=== Directive ===
Every line of the material is to be quoted verbatim, minus the pictures.

=== Data segment ===
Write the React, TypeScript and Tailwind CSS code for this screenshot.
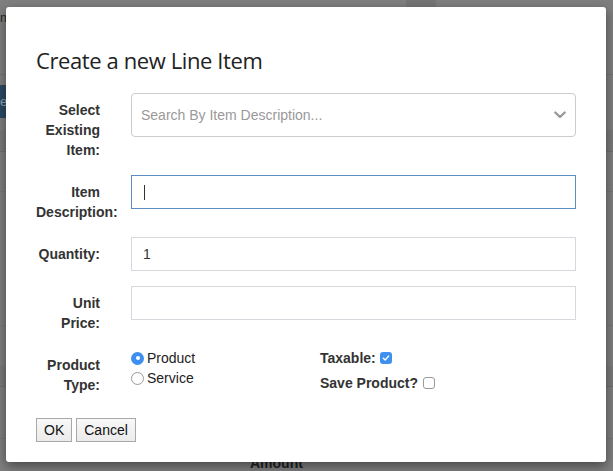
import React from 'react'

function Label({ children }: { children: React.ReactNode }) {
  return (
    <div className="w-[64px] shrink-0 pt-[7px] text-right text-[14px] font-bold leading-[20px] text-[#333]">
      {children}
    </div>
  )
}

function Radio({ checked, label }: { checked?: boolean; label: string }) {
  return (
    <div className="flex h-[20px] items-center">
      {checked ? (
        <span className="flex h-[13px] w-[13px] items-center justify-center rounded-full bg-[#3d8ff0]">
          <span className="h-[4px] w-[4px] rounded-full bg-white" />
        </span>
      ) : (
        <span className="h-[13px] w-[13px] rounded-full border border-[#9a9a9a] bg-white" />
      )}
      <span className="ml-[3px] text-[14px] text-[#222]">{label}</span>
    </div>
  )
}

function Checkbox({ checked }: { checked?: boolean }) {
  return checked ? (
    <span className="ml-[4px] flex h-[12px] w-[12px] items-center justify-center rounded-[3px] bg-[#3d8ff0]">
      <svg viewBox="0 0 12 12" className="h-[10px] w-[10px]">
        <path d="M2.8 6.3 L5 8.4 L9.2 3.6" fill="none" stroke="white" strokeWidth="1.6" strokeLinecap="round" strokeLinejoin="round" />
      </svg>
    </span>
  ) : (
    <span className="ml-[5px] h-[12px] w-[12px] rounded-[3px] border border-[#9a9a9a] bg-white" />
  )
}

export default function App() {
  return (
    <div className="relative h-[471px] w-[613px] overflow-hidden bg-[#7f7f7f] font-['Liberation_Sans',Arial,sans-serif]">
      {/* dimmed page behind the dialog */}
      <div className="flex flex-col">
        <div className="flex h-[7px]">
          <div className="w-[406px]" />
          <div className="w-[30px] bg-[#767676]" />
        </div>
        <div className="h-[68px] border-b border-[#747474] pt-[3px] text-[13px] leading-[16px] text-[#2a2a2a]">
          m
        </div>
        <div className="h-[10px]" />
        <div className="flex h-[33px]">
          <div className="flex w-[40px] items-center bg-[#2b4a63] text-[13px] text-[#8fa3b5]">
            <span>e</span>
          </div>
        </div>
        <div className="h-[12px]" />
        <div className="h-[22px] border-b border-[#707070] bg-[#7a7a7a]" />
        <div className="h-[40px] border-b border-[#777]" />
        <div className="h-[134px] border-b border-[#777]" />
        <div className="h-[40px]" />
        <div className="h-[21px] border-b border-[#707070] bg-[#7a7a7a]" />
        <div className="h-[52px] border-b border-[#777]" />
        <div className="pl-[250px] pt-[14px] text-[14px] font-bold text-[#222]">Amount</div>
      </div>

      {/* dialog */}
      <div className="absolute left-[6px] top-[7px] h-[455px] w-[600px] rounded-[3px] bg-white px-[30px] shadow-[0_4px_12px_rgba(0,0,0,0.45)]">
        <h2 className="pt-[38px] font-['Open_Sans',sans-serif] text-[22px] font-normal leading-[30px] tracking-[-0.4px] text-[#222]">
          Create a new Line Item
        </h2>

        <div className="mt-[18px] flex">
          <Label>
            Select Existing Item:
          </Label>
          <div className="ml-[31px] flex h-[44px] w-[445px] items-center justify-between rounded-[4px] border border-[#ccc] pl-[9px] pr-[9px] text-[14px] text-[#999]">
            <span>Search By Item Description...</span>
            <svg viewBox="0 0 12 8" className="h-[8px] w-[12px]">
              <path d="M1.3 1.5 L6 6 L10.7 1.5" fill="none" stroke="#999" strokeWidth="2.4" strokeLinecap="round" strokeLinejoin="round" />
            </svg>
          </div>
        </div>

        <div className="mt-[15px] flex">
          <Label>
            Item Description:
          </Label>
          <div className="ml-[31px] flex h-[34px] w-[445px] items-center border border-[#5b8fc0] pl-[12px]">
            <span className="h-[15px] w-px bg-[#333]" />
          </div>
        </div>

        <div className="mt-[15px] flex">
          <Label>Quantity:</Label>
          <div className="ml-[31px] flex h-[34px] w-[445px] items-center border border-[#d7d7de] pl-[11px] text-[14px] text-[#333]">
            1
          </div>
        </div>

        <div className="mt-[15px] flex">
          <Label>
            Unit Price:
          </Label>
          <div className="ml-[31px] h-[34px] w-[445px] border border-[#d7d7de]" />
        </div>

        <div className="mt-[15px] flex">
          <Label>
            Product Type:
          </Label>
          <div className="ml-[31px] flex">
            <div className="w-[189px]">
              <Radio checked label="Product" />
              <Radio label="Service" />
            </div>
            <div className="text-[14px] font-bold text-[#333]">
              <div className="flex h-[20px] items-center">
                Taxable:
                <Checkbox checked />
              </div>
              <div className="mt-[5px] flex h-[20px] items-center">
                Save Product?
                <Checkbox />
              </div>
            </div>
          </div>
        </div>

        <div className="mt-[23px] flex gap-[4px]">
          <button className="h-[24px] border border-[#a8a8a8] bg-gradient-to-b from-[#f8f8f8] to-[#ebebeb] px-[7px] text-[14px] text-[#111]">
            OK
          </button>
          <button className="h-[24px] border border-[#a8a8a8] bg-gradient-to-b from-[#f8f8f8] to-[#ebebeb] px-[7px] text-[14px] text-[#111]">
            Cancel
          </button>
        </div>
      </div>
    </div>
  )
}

=== Final result ===
Write the React, TypeScript and Tailwind CSS code for this screenshot.
import React from 'react'

function Label({ children }: { children: React.ReactNode }) {
  return (
    <div className="w-[64px] shrink-0 pt-[7px] text-right text-[14px] font-bold leading-[20px] text-[#333]">
      {children}
    </div>
  )
}

function Radio({ checked, label }: { checked?: boolean; label: string }) {
  return (
    <div className="flex h-[20px] items-center">
      {checked ? (
        <span className="flex h-[13px] w-[13px] items-center justify-center rounded-full bg-[#3d8ff0]">
          <span className="h-[4px] w-[4px] rounded-full bg-white" />
        </span>
      ) : (
        <span className="h-[13px] w-[13px] rounded-full border border-[#9a9a9a] bg-white" />
      )}
      <span className="ml-[3px] text-[14px] text-[#222]">{label}</span>
    </div>
  )
}

function Checkbox({ checked }: { checked?: boolean }) {
  return checked ? (
    <span className="ml-[4px] flex h-[12px] w-[12px] items-center justify-center rounded-[3px] bg-[#3d8ff0]">
      <svg viewBox="0 0 12 12" className="h-[10px] w-[10px]">
        <path d="M2.8 6.3 L5 8.4 L9.2 3.6" fill="none" stroke="white" strokeWidth="1.6" strokeLinecap="round" strokeLinejoin="round" />
      </svg>
    </span>
  ) : (
    <span className="ml-[5px] h-[12px] w-[12px] rounded-[3px] border border-[#9a9a9a] bg-white" />
  )
}

export default function App() {
  return (
    <div className="relative h-[471px] w-[613px] overflow-hidden bg-[#7f7f7f] font-['Liberation_Sans',Arial,sans-serif]">
      {/* dimmed page behind the dialog */}
      <div className="flex flex-col">
        <div className="flex h-[7px]">
          <div className="w-[406px]" />
          <div className="w-[30px] bg-[#767676]" />
        </div>
        <div className="h-[68px] border-b border-[#747474] pt-[3px] text-[13px] leading-[16px] text-[#2a2a2a]">
          m
        </div>
        <div className="h-[10px]" />
        <div className="flex h-[33px]">
          <div className="flex w-[40px] items-center bg-[#2b4a63] text-[13px] text-[#8fa3b5]">
            <span>e</span>
          </div>
        </div>
        <div className="h-[12px]" />
        <div className="h-[22px] border-b border-[#707070] bg-[#7a7a7a]" />
        <div className="h-[40px] border-b border-[#777]" />
        <div className="h-[134px] border-b border-[#777]" />
        <div className="h-[40px]" />
        <div className="h-[21px] border-b border-[#707070] bg-[#7a7a7a]" />
        <div className="h-[52px] border-b border-[#777]" />
        <div className="pl-[250px] pt-[14px] text-[14px] font-bold text-[#222]">Amount</div>
      </div>

      {/* dialog */}
      <div className="absolute left-[6px] top-[7px] h-[455px] w-[600px] rounded-[3px] bg-white px-[30px] shadow-[0_4px_12px_rgba(0,0,0,0.45)]">
        <h2 className="pt-[38px] font-['Open_Sans',sans-serif] text-[22px] font-normal leading-[30px] tracking-[-0.4px] text-[#222]">
          Create a new Line Item
        </h2>

        <div className="mt-[18px] flex">
          <Label>
            Select Existing Item:
          </Label>
          <div className="ml-[31px] flex h-[44px] w-[445px] items-center justify-between rounded-[4px] border border-[#ccc] pl-[9px] pr-[9px] text-[14px] text-[#999]">
            <span>Search By Item Description...</span>
            <svg viewBox="0 0 12 8" className="h-[8px] w-[12px]">
              <path d="M1.3 1.5 L6 6 L10.7 1.5" fill="none" stroke="#999" strokeWidth="2.4" strokeLinecap="round" strokeLinejoin="round" />
            </svg>
          </div>
        </div>

        <div className="mt-[15px] flex">
          <Label>
            Item Description:
          </Label>
          <div className="ml-[31px] flex h-[34px] w-[445px] items-center border border-[#5b8fc0] pl-[12px]">
            <span className="h-[15px] w-px bg-[#333]" />
          </div>
        </div>

        <div className="mt-[15px] flex">
          <Label>Quantity:</Label>
          <div className="ml-[31px] flex h-[34px] w-[445px] items-center border border-[#d7d7de] pl-[11px] text-[14px] text-[#333]">
            1
          </div>
        </div>

        <div className="mt-[15px] flex">
          <Label>
            Unit Price:
          </Label>
          <div className="ml-[31px] h-[34px] w-[445px] border border-[#d7d7de]" />
        </div>

        <div className="mt-[15px] flex">
          <Label>
            Product Type:
          </Label>
          <div className="ml-[31px] flex">
            <div className="w-[189px]">
              <Radio checked label="Product" />
              <Radio label="Service" />
            </div>
            <div className="text-[14px] font-bold text-[#333]">
              <div className="flex h-[20px] items-center">
                Taxable:
                <Checkbox checked />
              </div>
              <div className="mt-[5px] flex h-[20px] items-center">
                Save Product?
                <Checkbox />
              </div>
            </div>
          </div>
        </div>

        <div className="mt-[23px] flex gap-[4px]">
          <button className="h-[24px] border border-[#a8a8a8] bg-gradient-to-b from-[#f8f8f8] to-[#ebebeb] px-[7px] text-[14px] text-[#111]">
            OK
          </button>
          <button className="h-[24px] border border-[#a8a8a8] bg-gradient-to-b from-[#f8f8f8] to-[#ebebeb] px-[7px] text-[14px] text-[#111]">
            Cancel
          </button>
        </div>
      </div>
    </div>
  )
}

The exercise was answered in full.